SECTION 13. Buyer agrees that if the Closing does not occur on or prior to October 2, 2006 for any reason other than a breach by Seller or Seller’s failure to fulfill closing conditions 6.1(h) or 6.1(i), it shall promptly reimburse Hyperion or Seller, as the case may be, by wire transfer of immediately available funds, for the Up-Front Fee (as defined in the Merrill Loan Documents) and all interest payments paid by Hyperion or Seller (or by the Company on their behalf) pursuant to the Merrill Loan Documents (exclusive of incremental interest paid, if any, due to the applicability of the Adjusted Interest Rate (as defined in the Merrill Loan Documents)) through the earlier of (i) termination of the Merrill Loan, or (ii) termination of the Agreement, together with Merrill Lynch’s legal fees incurred in connection with the origination of the loan (the Up-Front Fee, the interest and Merrill Lynch’s legal fees being collectively referred to herein as the “Reimbursement Amount”).
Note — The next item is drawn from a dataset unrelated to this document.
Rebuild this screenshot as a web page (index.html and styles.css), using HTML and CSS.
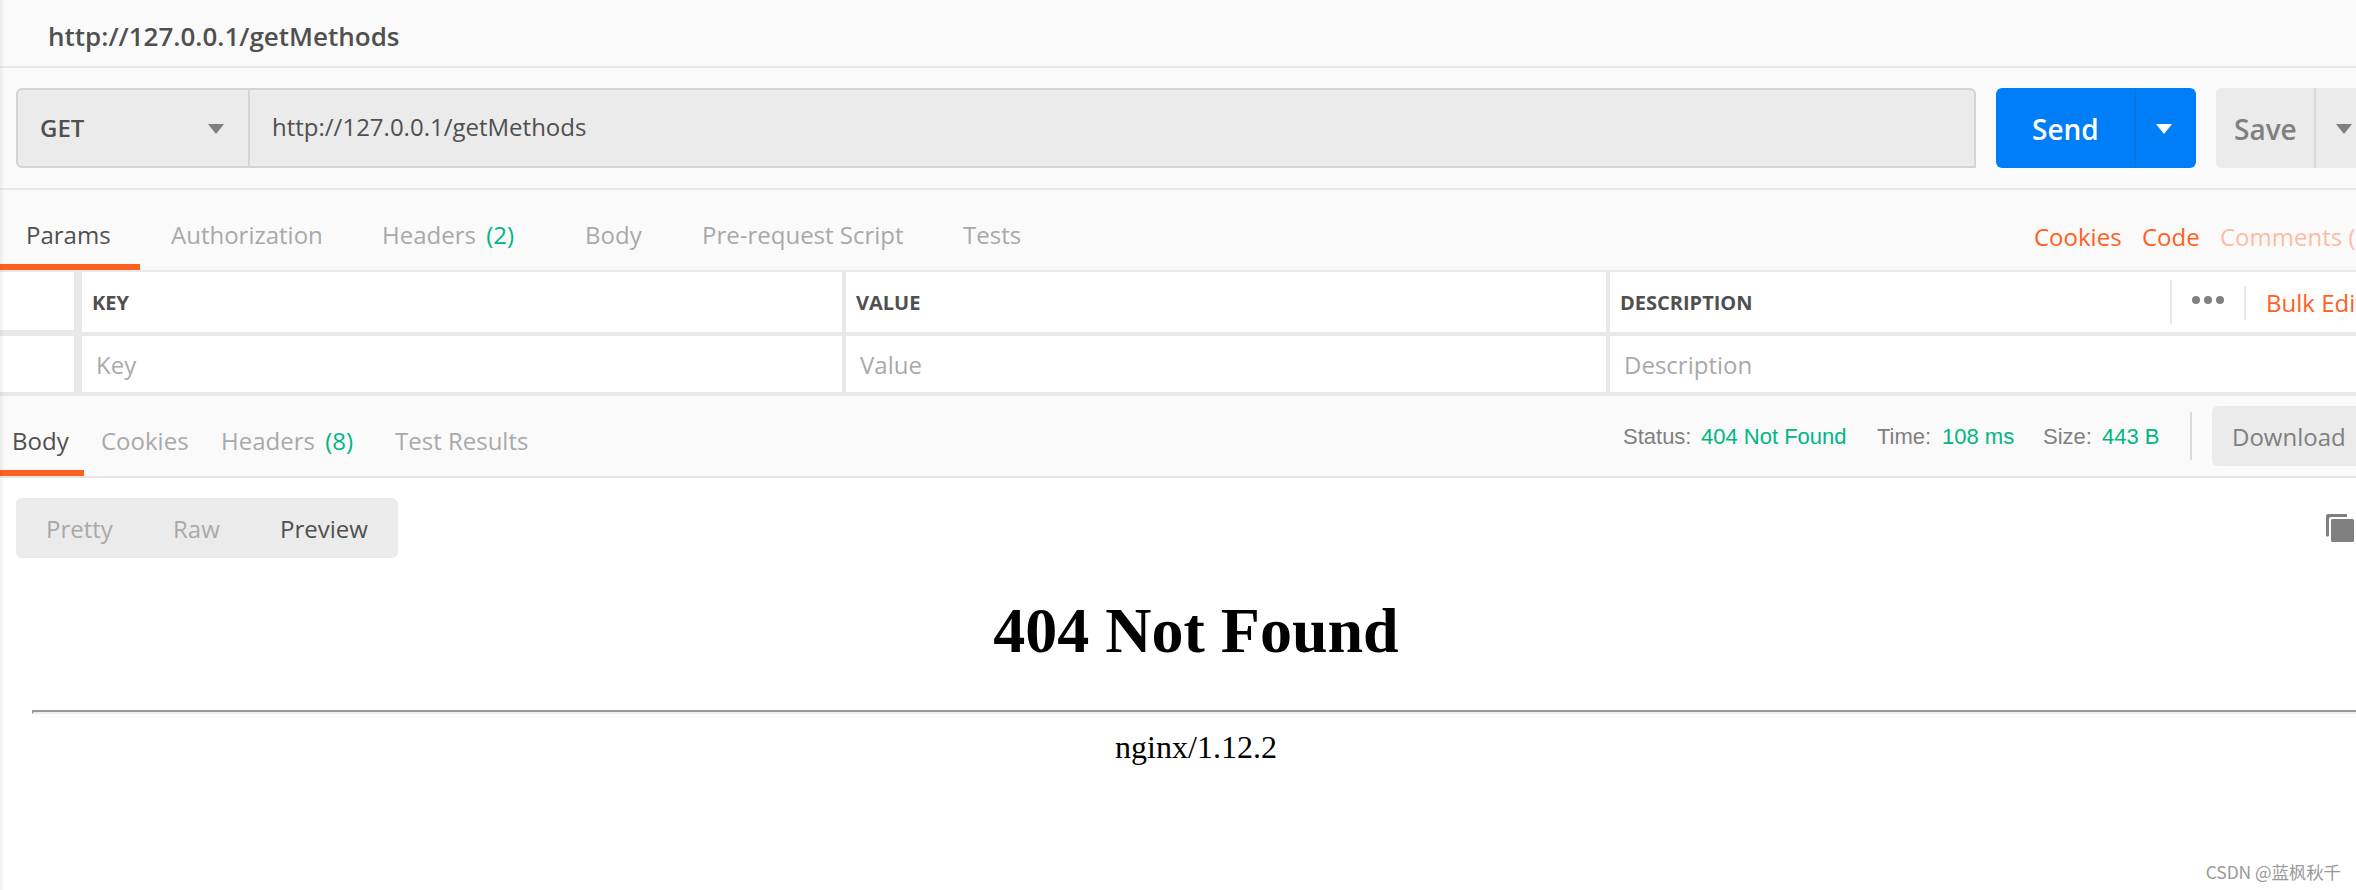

In the event that Buyer fails to make payment of the Reimbursement Amount or any part thereof within two (2) business days of the termination of the Merrill Loan or the termination of the Agreement, as applicable (the “Payment Date”), Buyer also shall pay Seller its reasonable expenses of collection plus three times the Shortfall Amount. The “Shortfall Amount” is the amount by which the Reimbursement Amount exceeds the amount paid by Buyer under this Section 13 on or before the Payment Date.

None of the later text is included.